Clients 1610 is optionally configured to receive more than one audio or video stream. Input devices of Clients 1610 may include, for example, a one-hand game controller, a two-hand game controller, a gesture recognition system, a gaze recognition system, a voice recognition system, a keyboard, a joystick, a pointing device, a force feedback device, a motion and/or location sensing device, a mouse, a touch screen, a neural interface, a camera, input devices yet to be developed, and/or the like.

[00226] The video stream (and optionally audio stream) received by Clients 1610 is generated and provided by Video Server System 1620. As is described further elsewhere herein, this video stream includes video frames (and the audio stream includes audio frames). The video frames are configured (e.g., they include pixel information in an appropriate data structure) to contribute meaningfully to the images displayed to the user. As used herein, the term“video frames” is used to refer to frames including predominantly information that is configured to contribute to, e.g. to effect, the images shown to the user. Most of the teachings herein with regard to“video frames” can also be applied to“audio frames.”
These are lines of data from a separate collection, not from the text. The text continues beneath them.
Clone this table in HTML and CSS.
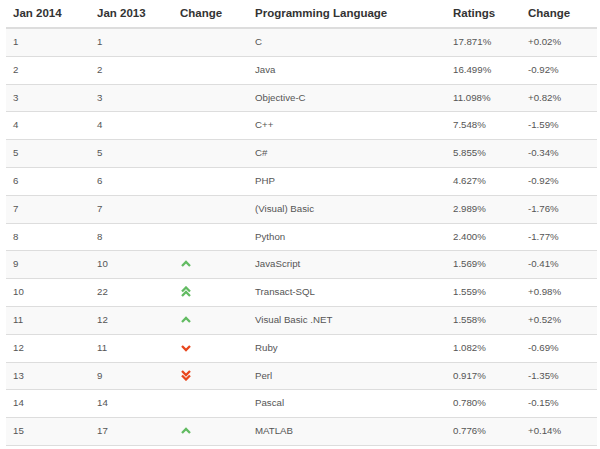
FILE: index.html
```html
<!DOCTYPE html>
<html>
<head>
<meta charset="utf-8">
<link rel="stylesheet" href="styles.css">
</head>
<body>
<table class="ranking">
  <colgroup>
    <col class="c1"><col class="c2"><col class="c3"><col class="c4"><col class="c5"><col class="c6">
  </colgroup>
  <thead>
    <tr><th>Jan 2014</th><th>Jan 2013</th><th>Change</th><th>Programming Language</th><th>Ratings</th><th>Change</th></tr>
  </thead>
  <tbody>
    <tr><td>1</td><td>1</td><td></td><td>C</td><td>17.871%</td><td>+0.02%</td></tr>
    <tr><td>2</td><td>2</td><td></td><td>Java</td><td>16.499%</td><td>-0.92%</td></tr>
    <tr><td>3</td><td>3</td><td></td><td>Objective-C</td><td>11.098%</td><td>+0.82%</td></tr>
    <tr><td>4</td><td>4</td><td></td><td>C++</td><td>7.548%</td><td>-1.59%</td></tr>
    <tr><td>5</td><td>5</td><td></td><td>C#</td><td>5.855%</td><td>-0.34%</td></tr>
    <tr><td>6</td><td>6</td><td></td><td>PHP</td><td>4.627%</td><td>-0.92%</td></tr>
    <tr><td>7</td><td>7</td><td></td><td>(Visual) Basic</td><td>2.989%</td><td>-1.76%</td></tr>
    <tr><td>8</td><td>8</td><td></td><td>Python</td><td>2.400%</td><td>-1.77%</td></tr>
    <tr><td>9</td><td>10</td><td><svg class="ico up" width="10" height="7" viewBox="0 0 10 7"><polyline points="1,6 5,2 9,6"/></svg></td><td>JavaScript</td><td>1.569%</td><td>-0.41%</td></tr>
    <tr><td>10</td><td>22</td><td><svg class="ico up" width="10" height="11" viewBox="0 0 10 11"><polyline points="1,5.5 5,1.5 9,5.5"/><polyline points="1,10 5,6 9,10"/></svg></td><td>Transact-SQL</td><td>1.559%</td><td>+0.98%</td></tr>
    <tr><td>11</td><td>12</td><td><svg class="ico up" width="10" height="7" viewBox="0 0 10 7"><polyline points="1,6 5,2 9,6"/></svg></td><td>Visual Basic .NET</td><td>1.558%</td><td>+0.52%</td></tr>
    <tr><td>12</td><td>11</td><td><svg class="ico down" width="10" height="7" viewBox="0 0 10 7"><polyline points="1,1 5,5 9,1"/></svg></td><td>Ruby</td><td>1.082%</td><td>-0.69%</td></tr>
    <tr><td>13</td><td>9</td><td><svg class="ico down" width="10" height="11" viewBox="0 0 10 11"><polyline points="1,1 5,5 9,1"/><polyline points="1,5.5 5,9.5 9,5.5"/></svg></td><td>Perl</td><td>0.917%</td><td>-1.35%</td></tr>
    <tr><td>14</td><td>14</td><td></td><td>Pascal</td><td>0.780%</td><td>-0.15%</td></tr>
    <tr><td>15</td><td>17</td><td><svg class="ico up" width="10" height="7" viewBox="0 0 10 7"><polyline points="1,6 5,2 9,6"/></svg></td><td>MATLAB</td><td>0.776%</td><td>+0.14%</td></tr>
  </tbody>
</table>
</body>
</html>
```
FILE: styles.css
```css
html, body {
  margin: 0;
  padding: 0;
  background: #fff;
}
.ranking {
  margin-left: 6px;
  width: 591px;
  border-collapse: separate;
  border-spacing: 0;
  table-layout: fixed;
  font-family: "Liberation Sans", Arial, sans-serif;
}
.c1 { width: 84px; }
.c2 { width: 83px; }
.c3 { width: 75px; }
.c4 { width: 198px; }
.c5 { width: 75px; }
.c6 { width: 76px; }
.ranking th {
  text-align: left;
  font-weight: bold;
  font-size: 11.5px;
  color: #333;
  height: 27px;
  line-height: 27px;
  padding: 0 0 0 7px;
  border-bottom: 2px solid #ddd;
  white-space: nowrap;
  vertical-align: middle;
}
.ranking td {
  font-size: 9.7px;
  color: #555;
  height: 26.8px;
  line-height: 26.8px;
  padding: 0 0 0 7px;
  border-bottom: 1px solid #ddd;
  vertical-align: middle;
  white-space: nowrap;
}
.ranking tbody tr:nth-child(odd) td {
  background: #f9f9f9;
}
.ico {
  display: block;
  margin-left: 1px;
  fill: none;
  stroke-width: 2.3;
  stroke-linecap: butt;
  stroke-linejoin: miter;
}
.ico.up { stroke: #62bb62; margin-top: -2px; }
.ico.down { stroke: #e8461c; }
```
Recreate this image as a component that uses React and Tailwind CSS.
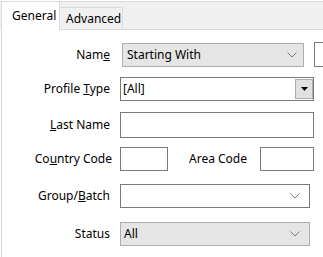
import React from 'react';

const font = { fontFamily: '"Noto Sans", "Liberation Sans", sans-serif' };

function Chevron() {
  return (
    <svg width="10" height="6" viewBox="0 0 10 6" className="shrink-0">
      <polyline points="0.5,0.5 5,5 9.5,0.5" fill="none" stroke="#7a7a7a" strokeWidth="1" />
    </svg>
  );
}

function Label({ children, w = 'w-[108px]' }) {
  return <div className={`${w} shrink-0 text-right text-[12px] text-black leading-4`}>{children}</div>;
}

export default function App() {
  return (
    <div className="w-[323px] h-[257px] bg-white overflow-hidden pt-px text-[12px] text-black" style={font}>
      <div className="border-t border-[#dadada]">
        {/* tab strip */}
        <div className="flex h-[28px] bg-[#f0f0f0] pl-px">
          <div className="w-[59px] shrink-0 bg-white border-l border-r border-[#dadada] pl-[10px] pt-[6px] leading-4">
            General
          </div>
          <div className="flex flex-1 items-end">
            <div className="h-[23px] w-[63px] shrink-0 border-t border-r border-b border-[#dadada] bg-[#f0f0f0] pl-[6px] pt-[3px] leading-4">
              Advanced
            </div>
            <div className="flex-1 h-full border-b border-[#dadada]" />
          </div>
        </div>

        {/* panel */}
        <div className="ml-px border-l border-[#dadada] h-[228px] flex flex-col overflow-hidden">
          <div className="flex items-center h-[25px] mt-[12px]">
            <Label>
              Nam<u>e</u>
            </Label>
            <div className="ml-[12px] w-[182px] h-[24px] shrink-0 mt-px bg-[#e5e5e5] border border-[#adadad] flex items-center pl-[4px] pr-[6px]">
              <span className="flex-1 leading-4">Starting With</span>
              <Chevron />
            </div>
            <div className="ml-[10px] w-[20px] h-[25px] shrink-0 bg-white border border-[#7a7a7a]" />
          </div>

          <div className="flex items-center h-[24px] mt-[10px]">
            <Label>
              Profile <u>T</u>ype
            </Label>
            <div className="ml-[10px] w-[194px] h-[24px] shrink-0 bg-white border border-[#7a7a7a] flex items-center pl-[2px] py-px">
              <span className="flex-1 leading-4">[All]</span>
              <div className="w-[18px] h-full bg-[#e1e1e1] border border-[#adadad] flex items-center justify-center">
                <svg width="7" height="4" viewBox="0 0 7 4">
                  <polygon points="0,0 7,0 3.5,4" fill="#000" />
                </svg>
              </div>
            </div>
          </div>

          <div className="flex items-center h-[26px] mt-[11px]">
            <Label>
              <u>L</u>ast Name
            </Label>
            <div className="ml-[10px] w-[194px] h-[26px] shrink-0 bg-white border border-[#7a7a7a]" />
          </div>

          <div className="flex items-center h-[24px] mt-[9px]">
            <Label w="w-[110px]">
              Co<u>u</u>ntry Code
            </Label>
            <div className="ml-[8px] w-[48px] h-[24px] shrink-0 bg-white border border-[#7a7a7a]" />
            <div className="ml-[21px] w-[71px] shrink-0 leading-4">Area Code</div>
            <div className="w-[54px] h-[24px] shrink-0 bg-white border border-[#7a7a7a]" />
          </div>

          <div className="flex items-center h-[24px] mt-[13px]">
            <Label>
              Group/<u>B</u>atch
            </Label>
            <div className="ml-[10px] w-[190px] h-[24px] shrink-0 bg-white border border-[#7a7a7a] flex items-center justify-end pr-[9px]">
              <Chevron />
            </div>
          </div>

          <div className="flex items-center h-[24px] mt-[14px]">
            <Label>Status</Label>
            <div className="ml-[10px] w-[190px] h-[24px] shrink-0 bg-[#e5e5e5] border border-[#adadad] flex items-center pl-[3px] pr-[9px]">
              <span className="flex-1 leading-4">All</span>
              <Chevron />
            </div>
          </div>
        </div>
      </div>
    </div>
  );
}
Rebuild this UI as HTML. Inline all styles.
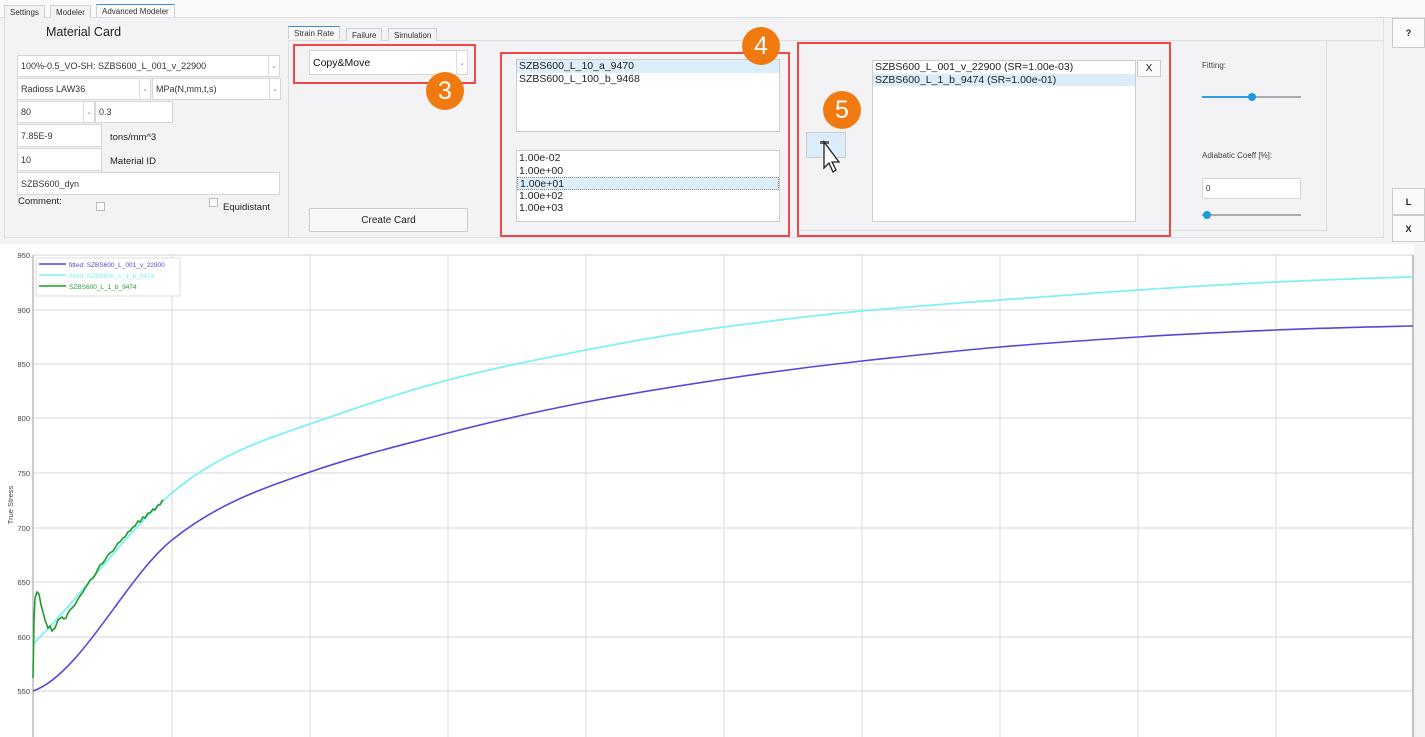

[00227] Clients 1610 are typically configured to receive inputs from a user. These inputs may include game commands configured to change the state of the video game or otherwise affect gameplay. The game commands can be received using input devices and/or may be automatically generated by computing instructions executing on Clients 1610. The received game commands are communicated from Clients 1610 via Network 1615 to Video Server System 1620 and/or Game Server 1625. For example, in some embodiments, the game commands are communicated to Game Server 1625 via Video Server System 1620. In some embodiments, separate copies of the game commands are communicated from Clients 1610 to Game Server 1625 and Video Server System 1620. The communication of game commands is optionally dependent on the identity of the command. Game commands are optionally communicated from Client 1610A through a different route or communication channel that that used to provide audio or video streams to Client 1610A.

[00228] Game Server 1625 is optionally operated by a different entity than Video Server System 1620. For example, Game Server 1625 may be operated by the publisher of a multiplayer game. In this example, Video Server System 1620 is optionally viewed as a client by Game Server 1625 and optionally configured to appear from the point of view of Game Server 1625 to be a prior art client executing a prior art game engine. Communication between Video Server System 1620 and Game Server 1625 optionally occurs via Network 1615. As such, Game Server 1625 can be a prior art multiplayer game server that sends game state information to multiple clients, one of which is game server system 1620. Video Server System 1620 may be configured to communicate with multiple instances of Game Server 1625 at the

same time. For example, Video Server System 1620 can be configured to provide a plurality of different video games to different users. Each of these different video games may be supported by a different Game Server 1625 and/or published by different entities. In some embodiments, several geographically distributed instances of Video Server System 1620 are configured to provide game video to a plurality of different users. Each of these instances of Video Server System 1620 may be in communication with the same instance of Game Server 1625. Communication between Video Server System 1620 and one or more Game Server 1625 optionally occurs via a dedicated communication channel. For example, Video Server System 1620 may be connected to Game Server 1625 via a high bandwidth channel that is dedicated to communication between these two systems.

[00229] Video Server System 1620 comprises at least a Video Source 1630, an I/O Device 1645, a Processor 1650, and non-transitory Storage 1655. Video Server System 1620 may include one computing device or be distributed among a plurality of computing devices. These computing devices are optionally connected via a communications system such as a local area network.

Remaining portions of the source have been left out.